Nearly three in five Nigerians earn below N100,000 monthly or have no income at all, according to the latest 2025 savings report by Piggyvest.
The findings paint a stark picture of mounting financial pressure, as rising living costs continue to outpace income growth across the country.
The report reveals that close to 60 percent of Nigerians fall within the lowest income brackets, while only six percent say they feel financially secure. This highlights a widening disconnect between economic reforms and the daily realities faced by households.
“On paper, the economy is stabilising… On the ground, however, the strain hasn’t let up,” the report stated.
Despite nominal increases in earnings, inflation has significantly eroded purchasing power. Odun Eweniyi explained that although incomes appear higher, their real value has dropped sharply in recent years.
“Inflation peaked above 33 percent in 2024. So people are earning more and affording less,” she said.
Income inequality and vulnerable groups
The report highlights deepening inequality across age and gender groups. Younger Nigerians, particularly Gen Z, are more likely to earn below N100,000 or remain without income, while higher earnings are concentrated among older demographics.
Women are also disproportionately affected, with many falling into lower income brackets.
Dsione Oseni-Elamah warned that persistent wage inequality could weaken the broader economy.
“If formal structures continue to undervalue female labour, it leads to human capital loss and economic inefficiency,” she said.
Rising cost of living squeezes households
Most Nigerians rely on a single source of income, leaving them exposed to economic shocks. Around two-thirds of respondents depend on one income stream, increasing vulnerability amid unstable living costs.
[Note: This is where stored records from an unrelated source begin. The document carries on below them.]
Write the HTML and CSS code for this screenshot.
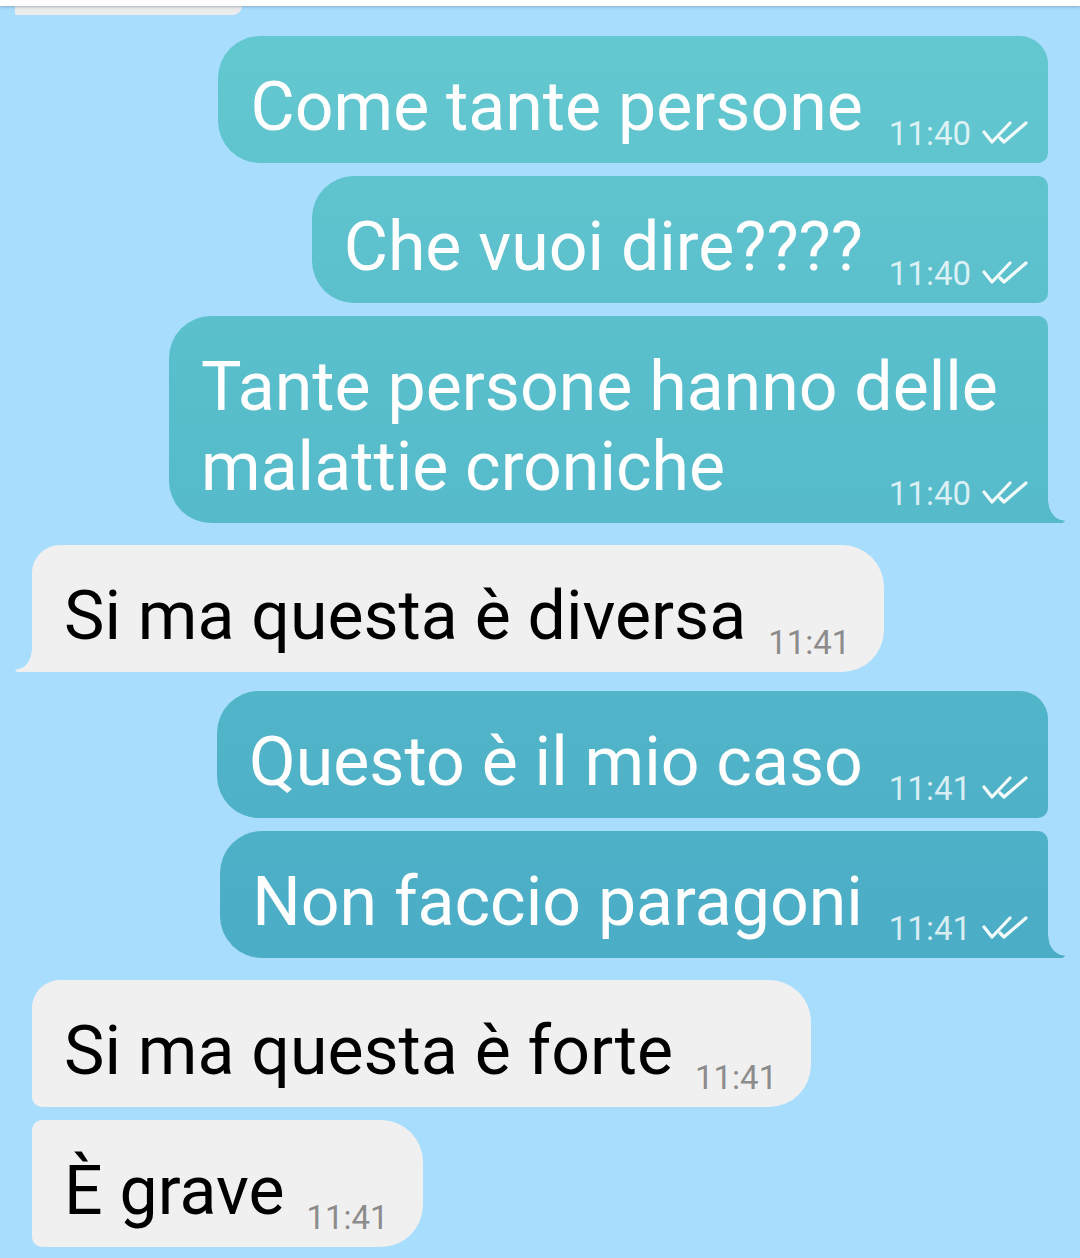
FILE: index.html
```html
<!DOCTYPE html>
<html lang="it">
<head>
<meta charset="utf-8">
<title>Chat</title>
<link rel="stylesheet" href="styles.css">
</head>
<body>
<div class="screen">
  <div class="topbar"></div>
  <div class="prev-piece"></div>
  <div class="chat">
    <div class="row out first">
      <div class="bubble out top">Come tante persone<span class="meta"><span class="time">11:40</span><svg class="ticks" viewBox="0 0 46 26" width="46" height="26"><path d="M2 12 L10 22 L28 3"/><path d="M18 18 L22 22 L44 3"/></svg></span></div>
    </div>
    <div class="row out">
      <div class="bubble out mid">Che vuoi dire????<span class="meta"><span class="time">11:40</span><svg class="ticks" viewBox="0 0 46 26" width="46" height="26"><path d="M2 12 L10 22 L28 3"/><path d="M18 18 L22 22 L44 3"/></svg></span></div>
    </div>
    <div class="row out">
      <div class="bubble out last"><span class="seg">Tante persone hanno delle </span><span class="seg">malattie croniche</span><span class="meta"><span class="time">11:40</span><svg class="ticks" viewBox="0 0 46 26" width="46" height="26"><path d="M2 12 L10 22 L28 3"/><path d="M18 18 L22 22 L44 3"/></svg></span></div>
    </div>
    <div class="row in group">
      <div class="bubble in single">Si ma questa è diversa<span class="meta"><span class="time">11:41</span></span></div>
    </div>
    <div class="row out group g2">
      <div class="bubble out top">Questo è il mio caso<span class="meta"><span class="time">11:41</span><svg class="ticks" viewBox="0 0 46 26" width="46" height="26"><path d="M2 12 L10 22 L28 3"/><path d="M18 18 L22 22 L44 3"/></svg></span></div>
    </div>
    <div class="row out">
      <div class="bubble out last">Non faccio paragoni<span class="meta"><span class="time">11:41</span><svg class="ticks" viewBox="0 0 46 26" width="46" height="26"><path d="M2 12 L10 22 L28 3"/><path d="M18 18 L22 22 L44 3"/></svg></span></div>
    </div>
    <div class="row in group">
      <div class="bubble in top">Si ma questa è forte<span class="meta"><span class="time">11:41</span></span></div>
    </div>
    <div class="row in">
      <div class="bubble in mid">È grave<span class="meta"><span class="time">11:41</span></span></div>
    </div>
  </div>
</div>
</body>
</html>
```

FILE: styles.css
```css
* { box-sizing: border-box; }
html, body {
  margin: 0;
  padding: 0;
}
body {
  background: #a8ddfd;
  font-family: Roboto, "Noto Sans", "Liberation Sans", sans-serif;
  width: 1080px;
  height: 1258px;
  overflow: hidden;
}
.screen {
  position: relative;
}
.topbar {
  height: 6px;
  background: #fdfdfd;
  box-shadow: 0 1px 3px rgba(90, 110, 130, 0.45);
  position: relative;
  z-index: 2;
}
.prev-piece {
  margin-left: 15px;
  width: 227px;
  height: 9px;
  background: #ececec;
  border-bottom-right-radius: 14px;
  border-bottom-left-radius: 2px;
}
.chat {
  display: flex;
  flex-direction: column;
  padding: 21px 32px 0 32px;
}
.row {
  display: flex;
  margin-top: 13px;
}
.row.first { margin-top: 0; }
.row.group { margin-top: 22px; }
.row.group.g2 { margin-top: 19px; }
.row.out { justify-content: flex-end; }
.row.in { justify-content: flex-start; }

.bubble {
  position: relative;
  display: flow-root;
  font-size: 68px;
  line-height: 80px;
  padding: 31px 20px 16px 32px;
  max-width: 879px;
  letter-spacing: 0;
}
.bubble.out {
  color: #ffffff;
  background: linear-gradient(to bottom, #64c9d0 0px, #58bdcb 420px, #4badc6 950px, #44a4c3 1258px);
  background-attachment: fixed;
  border-radius: 42px 10px 10px 42px;
}
.bubble.out.top { border-top-right-radius: 28px; }
.bubble.out.last { border-bottom-right-radius: 0; }
.bubble.out.last::after {
  content: "";
  position: absolute;
  right: -17px;
  bottom: 0;
  width: 17px;
  height: 22px;
  background: linear-gradient(to bottom, #64c9d0 0px, #58bdcb 420px, #4badc6 950px, #44a4c3 1258px);
  background-attachment: fixed;
  -webkit-mask: radial-gradient(ellipse 17px 20px at 100% 0, transparent 96%, #000 100%);
  mask: radial-gradient(ellipse 17px 20px at 100% 0, transparent 96%, #000 100%);
  border-bottom-right-radius: 3px;
}
.bubble.in {
  color: #000000;
  background: #f0f0f0;
  border-radius: 10px 42px 42px 10px;
  padding-right: 34px;
}
.bubble.in.top { border-top-left-radius: 28px; }
.bubble.in.single { border-top-left-radius: 28px; border-bottom-left-radius: 0; }
.bubble.in.single::after {
  content: "";
  position: absolute;
  left: -17px;
  bottom: 0;
  width: 17px;
  height: 22px;
  background: #f0f0f0;
  -webkit-mask: radial-gradient(ellipse 17px 20px at 0 0, transparent 96%, #000 100%);
  mask: radial-gradient(ellipse 17px 20px at 0 0, transparent 96%, #000 100%);
  border-bottom-left-radius: 3px;
}

.meta {
  float: right;
  display: flex;
  align-items: center;
  height: 28px;
  margin: 53px 0 -10px 26px;
  font-size: 33px;
  line-height: 28px;
}
.bubble.in .meta { margin-left: 22px; }
.bubble.out .meta .time { color: rgba(255, 255, 255, 0.78); }
.bubble.in .meta .time { color: #8c8c8c; }
.ticks {
  margin-left: 11px;
  margin-top: -2px;
  fill: none;
  stroke: #f4fcfd;
  stroke-width: 3.2;
  stroke-linecap: round;
  stroke-linejoin: round;
}
```
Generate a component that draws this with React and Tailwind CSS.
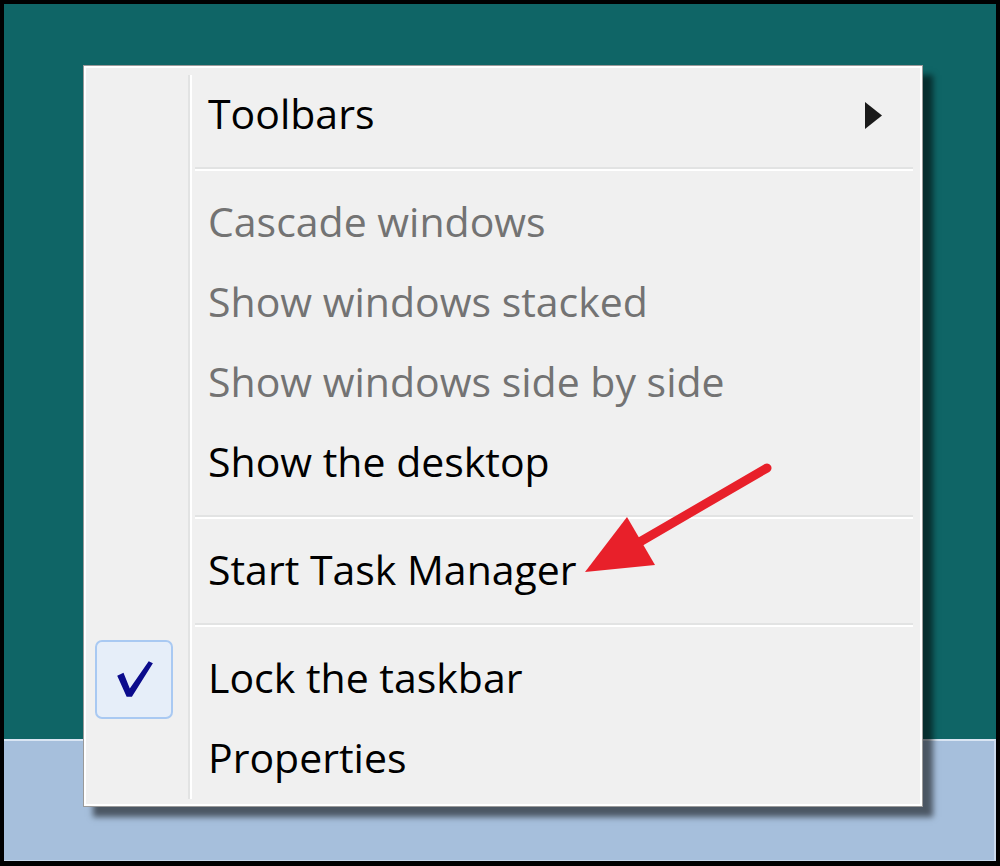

Spending patterns show that food and groceries account for the largest share of expenses, followed by transportation, housing, and utilities.
Family obligations also play a major role. More than half of income earners support extended relatives — a financial burden often referred to as “black tax”.
Savings culture weakening
The report indicates a decline in savings habits. About one in two Nigerians do not save at all, while only four in ten maintain emergency funds.
Eweniyi noted that many Nigerians are forced to prioritise basic needs over savings.
“These aren’t discretionary expenses you can cut,” she said.
Among those who save, the primary goal is building emergency funds, reflecting widespread uncertainty about future income.
Debt driven by necessity
Although only about 20 percent of Nigerians report being in debt, borrowing is largely driven by necessity rather than consumption.
Damilola Arogundade described this behaviour as “rational short-termism”, where immediate needs take precedence over long-term planning.
Many Nigerians rely on informal borrowing from friends and family due to limited access to formal credit systems.
Joshua Chibueze added that irregular income patterns often force people to borrow when major expenses arise.
Resilience amid uncertainty
Despite these pressures, Nigerians continue to adapt through budgeting, side hustles, and informal support systems.
However, financial satisfaction remains low, with more than half unsure if their income will meet basic needs each month.
The report concludes that improving financial resilience will require more than macroeconomic reforms. It calls for systems that promote income stability, savings, and financial confidence.